**** RECORDS PROVIDED

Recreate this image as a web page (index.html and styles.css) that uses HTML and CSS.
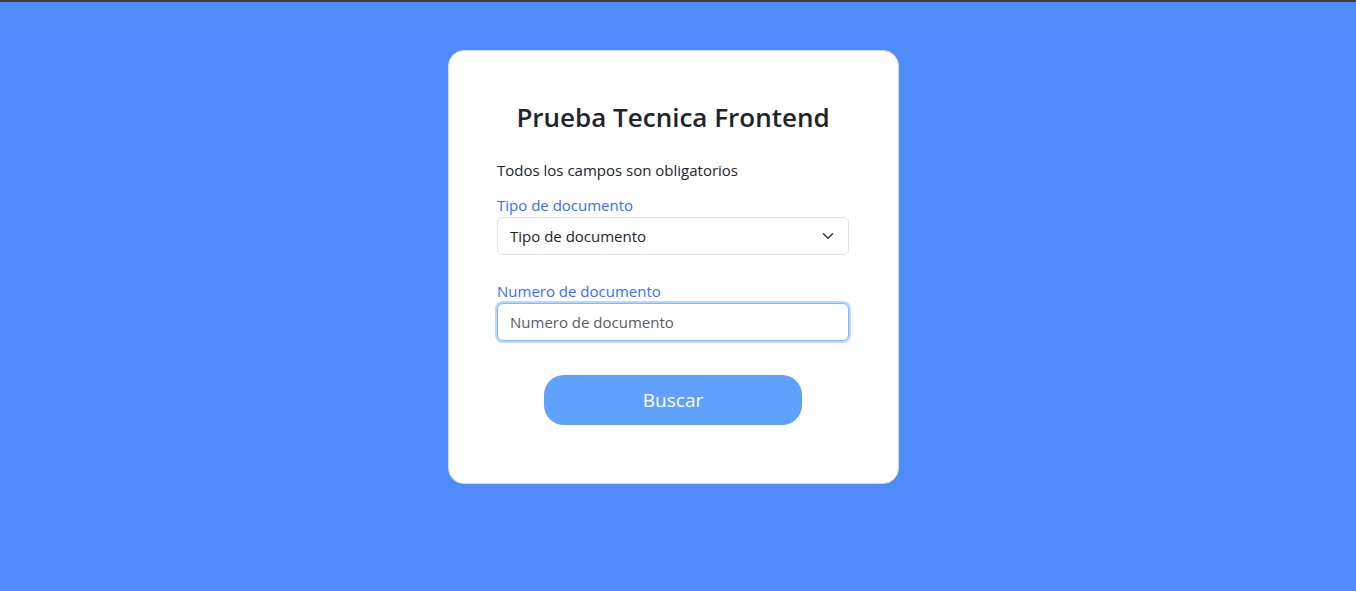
FILE: index.html
```html
<!DOCTYPE html>
<html lang="es">
<head>
<meta charset="utf-8">
<title>Prueba Tecnica Frontend</title>
<link rel="stylesheet" href="styles.css">
</head>
<body>
<main class="page">
  <section class="card">
    <h2 class="title">Prueba Tecnica Frontend</h2>
    <p class="note">Todos los campos son obligatorios</p>
    <form class="form">
      <div class="field">
        <label class="label" for="tipo">Tipo de documento</label>
        <div class="select-wrap">
          <select id="tipo" class="control select">
            <option>Tipo de documento</option>
          </select>
          <svg class="chevron" width="12" height="8" viewBox="0 0 12 8" aria-hidden="true"><path d="M1.5 1.8L6 6.2l4.5-4.4" fill="none" stroke="#343a40" stroke-width="1.6" stroke-linecap="round" stroke-linejoin="round"/></svg>
        </div>
      </div>
      <div class="field">
        <label class="label" for="numero">Numero de documento</label>
        <input id="numero" class="control input focus" type="text" placeholder="Numero de documento">
      </div>
      <div class="actions">
        <button type="button" class="btn">Buscar</button>
      </div>
    </form>
  </section>
</main>
</body>
</html>
```

FILE: styles.css
```css
html, body {
  margin: 0;
  padding: 0;
}
body {
  background: #4f8bfb;
  border-top: 2px solid #3c3c3c;
  min-height: 589px;
  font-family: "Open Sans", "Noto Sans", sans-serif;
  color: #212529;
}
.page {
  display: flex;
  justify-content: center;
  padding: 48px 9px 0 0;
}
.card {
  box-sizing: border-box;
  width: 451px;
  background: #fff;
  border: 1px solid #d6d9de;
  border-radius: 16px;
  padding: 49px 49px 58px 48px;
}
.title {
  margin: 0;
  text-align: center;
  font-size: 26px;
  font-weight: 600;
  line-height: 34px;
  color: #212529;
}
.note {
  margin: 25px 0 0;
  font-size: 15px;
  line-height: 22px;
}
.form {
  display: flex;
  flex-direction: column;
  margin-top: 14px;
}
.field {
  display: flex;
  flex-direction: column;
}
.field + .field {
  margin-top: 26px;
}
.label {
  font-size: 15px;
  line-height: 20px;
  color: #3b6cf8;
  margin-bottom: 2px;
}
.select-wrap {
  position: relative;
}
.control {
  box-sizing: border-box;
  width: 100%;
  height: 38px;
  border: 1px solid #dee2e6;
  border-radius: 6px;
  background: #fff;
  font-family: inherit;
  font-size: 15px;
  color: #212529;
  padding: 0 12px;
  outline: none;
}
.select {
  appearance: none;
  -webkit-appearance: none;
}
.chevron {
  position: absolute;
  right: 15px;
  top: 15px;
  width: 12px;
  height: 8px;
  pointer-events: none;
}
.input::placeholder {
  color: #595c5f;
}
.input.focus {
  border-color: #86b7fe;
  box-shadow: 0 0 0 2px #bcd6fd;
}
.actions {
  display: flex;
  justify-content: center;
  margin-top: 34px;
}
.btn {
  width: 258px;
  height: 50px;
  border: none;
  border-radius: 20px;
  background: #60a1fd;
  color: #fff;
  font-family: inherit;
  font-size: 19px;
  font-weight: 500;
  cursor: pointer;
}
```
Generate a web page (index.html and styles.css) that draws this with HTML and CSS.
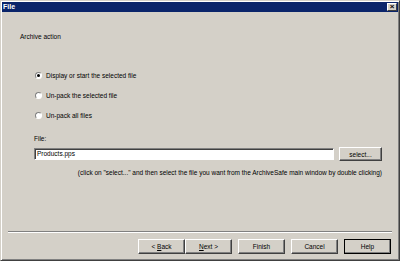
FILE: index.html
```html
<!DOCTYPE html>
<html>
<head>
<meta charset="utf-8">
<link rel="stylesheet" href="styles.css">
</head>
<body>
<div class="window">
  <div class="titlebar">
    <span class="title">File</span>
    <span class="close">×</span>
  </div>
  <div class="content">
    <div class="heading">Archive action</div>
    <div class="options">
      <div class="opt"><span class="radio checked"></span><span>Display or start the selected file</span></div>
      <div class="opt"><span class="radio"></span><span>Un-pack the selected file</span></div>
      <div class="opt"><span class="radio"></span><span>Un-pack all files</span></div>
    </div>
    <div class="filelabel">File:</div>
    <div class="filerow">
      <div class="input">Products.pps</div>
      <div class="btn select"><span>select...</span></div>
    </div>
    <div class="hint">(click on "select..." and then select the file you want from the ArchiveSafe main window by double clicking)</div>
  </div>
  <div class="footer">
    <div class="sep"></div>
    <div class="buttons">
      <div class="btn nav"><span>&lt; <u>B</u>ack</span></div>
      <div class="btn nav"><span><u>N</u>ext &gt;</span></div>
      <div class="btn gap"><span>Finish</span></div>
      <div class="btn gap"><span>Cancel</span></div>
      <div class="btn gap def"><span>Help</span></div>
    </div>
  </div>
</div>
</body>
</html>
```
FILE: styles.css
```css
html, body {
  margin: 0;
  padding: 0;
  background: #d4d0c8;
}
.window {
  width: 400px;
  height: 261px;
  box-sizing: border-box;
  border: 1px solid;
  border-color: #d4d0c8 #404040 #404040 #d4d0c8;
  box-shadow: inset 1px 1px #ffffff, inset -1px -1px #808080;
  padding: 1px;
  background: #d4d0c8;
  font-family: "Liberation Sans", Arial, sans-serif;
  font-size: 6.5px;
  color: #000;
  display: flex;
  flex-direction: column;
}
.titlebar {
  height: 10px;
  background: #0a246a;
  display: flex;
  align-items: center;
  justify-content: space-between;
  padding: 0 1px 0 1px;
}
.title {
  color: #fff;
  font-weight: bold;
  font-size: 7px;
  line-height: 10px;
}
.close {
  width: 10px;
  height: 8px;
  box-sizing: border-box;
  background: #d4d0c8;
  border: 1px solid;
  border-color: #fff #404040 #404040 #fff;
  font-size: 8px;
  font-weight: bold;
  line-height: 6px;
  text-align: center;
  color: #000;
}
.content {
  flex: 1;
  display: flex;
  flex-direction: column;
  padding-left: 18px;
  padding-right: 16px;
}
.heading {
  margin-top: 20px;
  line-height: 9px;
}
.options {
  margin-top: 30px;
  padding-left: 15px;
  display: flex;
  flex-direction: column;
  gap: 11px;
}
.opt {
  display: flex;
  align-items: center;
  gap: 4px;
  line-height: 9px;
}
.radio {
  width: 7px;
  height: 7px;
  box-sizing: border-box;
  border-radius: 50%;
  background: #fff;
  border: 1px solid;
  border-color: #808080 #fff #fff #808080;
  box-shadow: 0 0 0 0.5px #d4d0c8;
  display: flex;
  align-items: center;
  justify-content: center;
}
.radio.checked::after {
  content: "";
  width: 3px;
  height: 3px;
  border-radius: 50%;
  background: #000;
}
.filelabel {
  margin-top: 14px;
  padding-left: 14px;
  line-height: 9px;
}
.filerow {
  margin-top: 4px;
  padding-left: 14px;
  display: flex;
  align-items: center;
  gap: 5px;
}
.input {
  flex: 1;
  height: 12px;
  box-sizing: border-box;
  background: #fff;
  border: 1px solid;
  border-color: #808080 #fff #fff #808080;
  box-shadow: inset 1px 1px #404040;
  padding-left: 2px;
  line-height: 10px;
}
.btn {
  box-sizing: border-box;
  background: #d4d0c8;
  border: 1px solid;
  border-color: #fff #404040 #404040 #fff;
  box-shadow: inset -1px -1px #808080;
  text-align: center;
  display: flex;
  align-items: center;
  justify-content: center;
}
.select {
  width: 43px;
  height: 14px;
}
.hint {
  margin-top: 7px;
  text-align: right;
  line-height: 9px;
}
.footer {
  padding: 0 6px 5px 6px;
}
.sep {
  height: 0;
  border-top: 1px solid #808080;
  border-bottom: 1px solid #fff;
}
.buttons {
  margin-top: 6px;
  display: flex;
  justify-content: flex-end;
  padding-right: 1px;
}
.buttons .btn {
  width: 47px;
  height: 15px;
}
.buttons .gap {
  margin-left: 6px;
}
.def {
  outline: 1px solid #000;
  outline-offset: -1px;
}
```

********

Output a faithful copy of the data, with each picture left out.

Recreate this image as a web page (index.html and styles.css) that uses HTML and CSS.
FILE: index.html
```html
<!DOCTYPE html>
<html lang="es">
<head>
<meta charset="utf-8">
<title>Prueba Tecnica Frontend</title>
<link rel="stylesheet" href="styles.css">
</head>
<body>
<main class="page">
  <section class="card">
    <h2 class="title">Prueba Tecnica Frontend</h2>
    <p class="note">Todos los campos son obligatorios</p>
    <form class="form">
      <div class="field">
        <label class="label" for="tipo">Tipo de documento</label>
        <div class="select-wrap">
          <select id="tipo" class="control select">
            <option>Tipo de documento</option>
          </select>
          <svg class="chevron" width="12" height="8" viewBox="0 0 12 8" aria-hidden="true"><path d="M1.5 1.8L6 6.2l4.5-4.4" fill="none" stroke="#343a40" stroke-width="1.6" stroke-linecap="round" stroke-linejoin="round"/></svg>
        </div>
      </div>
      <div class="field">
        <label class="label" for="numero">Numero de documento</label>
        <input id="numero" class="control input focus" type="text" placeholder="Numero de documento">
      </div>
      <div class="actions">
        <button type="button" class="btn">Buscar</button>
      </div>
    </form>
  </section>
</main>
</body>
</html>
```

FILE: styles.css
```css
html, body {
  margin: 0;
  padding: 0;
}
body {
  background: #4f8bfb;
  border-top: 2px solid #3c3c3c;
  min-height: 589px;
  font-family: "Open Sans", "Noto Sans", sans-serif;
  color: #212529;
}
.page {
  display: flex;
  justify-content: center;
  padding: 48px 9px 0 0;
}
.card {
  box-sizing: border-box;
  width: 451px;
  background: #fff;
  border: 1px solid #d6d9de;
  border-radius: 16px;
  padding: 49px 49px 58px 48px;
}
.title {
  margin: 0;
  text-align: center;
  font-size: 26px;
  font-weight: 600;
  line-height: 34px;
  color: #212529;
}
.note {
  margin: 25px 0 0;
  font-size: 15px;
  line-height: 22px;
}
.form {
  display: flex;
  flex-direction: column;
  margin-top: 14px;
}
.field {
  display: flex;
  flex-direction: column;
}
.field + .field {
  margin-top: 26px;
}
.label {
  font-size: 15px;
  line-height: 20px;
  color: #3b6cf8;
  margin-bottom: 2px;
}
.select-wrap {
  position: relative;
}
.control {
  box-sizing: border-box;
  width: 100%;
  height: 38px;
  border: 1px solid #dee2e6;
  border-radius: 6px;
  background: #fff;
  font-family: inherit;
  font-size: 15px;
  color: #212529;
  padding: 0 12px;
  outline: none;
}
.select {
  appearance: none;
  -webkit-appearance: none;
}
.chevron {
  position: absolute;
  right: 15px;
  top: 15px;
  width: 12px;
  height: 8px;
  pointer-events: none;
}
.input::placeholder {
  color: #595c5f;
}
.input.focus {
  border-color: #86b7fe;
  box-shadow: 0 0 0 2px #bcd6fd;
}
.actions {
  display: flex;
  justify-content: center;
  margin-top: 34px;
}
.btn {
  width: 258px;
  height: 50px;
  border: none;
  border-radius: 20px;
  background: #60a1fd;
  color: #fff;
  font-family: inherit;
  font-size: 19px;
  font-weight: 500;
  cursor: pointer;
}
```
Generate a web page (index.html and styles.css) that draws this with HTML and CSS.
FILE: index.html
```html
<!DOCTYPE html>
<html>
<head>
<meta charset="utf-8">
<link rel="stylesheet" href="styles.css">
</head>
<body>
<div class="window">
  <div class="titlebar">
    <span class="title">File</span>
    <span class="close">×</span>
  </div>
  <div class="content">
    <div class="heading">Archive action</div>
    <div class="options">
      <div class="opt"><span class="radio checked"></span><span>Display or start the selected file</span></div>
      <div class="opt"><span class="radio"></span><span>Un-pack the selected file</span></div>
      <div class="opt"><span class="radio"></span><span>Un-pack all files</span></div>
    </div>
    <div class="filelabel">File:</div>
    <div class="filerow">
      <div class="input">Products.pps</div>
      <div class="btn select"><span>select...</span></div>
    </div>
    <div class="hint">(click on "select..." and then select the file you want from the ArchiveSafe main window by double clicking)</div>
  </div>
  <div class="footer">
    <div class="sep"></div>
    <div class="buttons">
      <div class="btn nav"><span>&lt; <u>B</u>ack</span></div>
      <div class="btn nav"><span><u>N</u>ext &gt;</span></div>
      <div class="btn gap"><span>Finish</span></div>
      <div class="btn gap"><span>Cancel</span></div>
      <div class="btn gap def"><span>Help</span></div>
    </div>
  </div>
</div>
</body>
</html>
```
FILE: styles.css
```css
html, body {
  margin: 0;
  padding: 0;
  background: #d4d0c8;
}
.window {
  width: 400px;
  height: 261px;
  box-sizing: border-box;
  border: 1px solid;
  border-color: #d4d0c8 #404040 #404040 #d4d0c8;
  box-shadow: inset 1px 1px #ffffff, inset -1px -1px #808080;
  padding: 1px;
  background: #d4d0c8;
  font-family: "Liberation Sans", Arial, sans-serif;
  font-size: 6.5px;
  color: #000;
  display: flex;
  flex-direction: column;
}
.titlebar {
  height: 10px;
  background: #0a246a;
  display: flex;
  align-items: center;
  justify-content: space-between;
  padding: 0 1px 0 1px;
}
.title {
  color: #fff;
  font-weight: bold;
  font-size: 7px;
  line-height: 10px;
}
.close {
  width: 10px;
  height: 8px;
  box-sizing: border-box;
  background: #d4d0c8;
  border: 1px solid;
  border-color: #fff #404040 #404040 #fff;
  font-size: 8px;
  font-weight: bold;
  line-height: 6px;
  text-align: center;
  color: #000;
}
.content {
  flex: 1;
  display: flex;
  flex-direction: column;
  padding-left: 18px;
  padding-right: 16px;
}
.heading {
  margin-top: 20px;
  line-height: 9px;
}
.options {
  margin-top: 30px;
  padding-left: 15px;
  display: flex;
  flex-direction: column;
  gap: 11px;
}
.opt {
  display: flex;
  align-items: center;
  gap: 4px;
  line-height: 9px;
}
.radio {
  width: 7px;
  height: 7px;
  box-sizing: border-box;
  border-radius: 50%;
  background: #fff;
  border: 1px solid;
  border-color: #808080 #fff #fff #808080;
  box-shadow: 0 0 0 0.5px #d4d0c8;
  display: flex;
  align-items: center;
  justify-content: center;
}
.radio.checked::after {
  content: "";
  width: 3px;
  height: 3px;
  border-radius: 50%;
  background: #000;
}
.filelabel {
  margin-top: 14px;
  padding-left: 14px;
  line-height: 9px;
}
.filerow {
  margin-top: 4px;
  padding-left: 14px;
  display: flex;
  align-items: center;
  gap: 5px;
}
.input {
  flex: 1;
  height: 12px;
  box-sizing: border-box;
  background: #fff;
  border: 1px solid;
  border-color: #808080 #fff #fff #808080;
  box-shadow: inset 1px 1px #404040;
  padding-left: 2px;
  line-height: 10px;
}
.btn {
  box-sizing: border-box;
  background: #d4d0c8;
  border: 1px solid;
  border-color: #fff #404040 #404040 #fff;
  box-shadow: inset -1px -1px #808080;
  text-align: center;
  display: flex;
  align-items: center;
  justify-content: center;
}
.select {
  width: 43px;
  height: 14px;
}
.hint {
  margin-top: 7px;
  text-align: right;
  line-height: 9px;
}
.footer {
  padding: 0 6px 5px 6px;
}
.sep {
  height: 0;
  border-top: 1px solid #808080;
  border-bottom: 1px solid #fff;
}
.buttons {
  margin-top: 6px;
  display: flex;
  justify-content: flex-end;
  padding-right: 1px;
}
.buttons .btn {
  width: 47px;
  height: 15px;
}
.buttons .gap {
  margin-left: 6px;
}
.def {
  outline: 1px solid #000;
  outline-offset: -1px;
}
```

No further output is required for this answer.